In the last 12 months, the baht value increased 7.6 percent against the dollar affecting Thailand tourism. With that, baht is one of the best performers in emerging markets based on Bloomberg data. The tourist arrivals in Thailand dropped to 2.9 million last month from 3.03 million in the previous year.
According to Bloomberg, tourism accounts for nearly a fifth of the GDP. “Tourism is considered to be one of our country’s main revenue drivers. I will do everything I can to make sure that arrivals increase and more revenue is generated than before,” he said.
Meanwhile, the central bank has said that cutting interest rate might only have a minimal impact on the baht’s growing value. Instead, the central bank is planning to ease the policies on money outflows by providing additional flexibility on portfolio investments, Deputy Governor Mathee Supapongse said. Other measures such as lowering the bond supply might also help in the matter.
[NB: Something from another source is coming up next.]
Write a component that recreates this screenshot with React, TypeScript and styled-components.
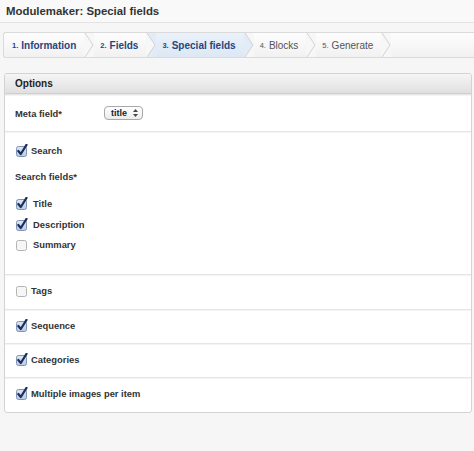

“Interest rates alone can’t fix all problems,” Governor Veerathai Santiprabhob said. “Every policy comes with costs. No policy is free, so we have to consider them carefully and look at whether they suit the situation at that time.”
Veerathai also added that cutting interest rate might not have a significant effect because Thailand’s real rate is low compared to other regional countries. The central bank is willing to adjust rates which might take place in the coming months.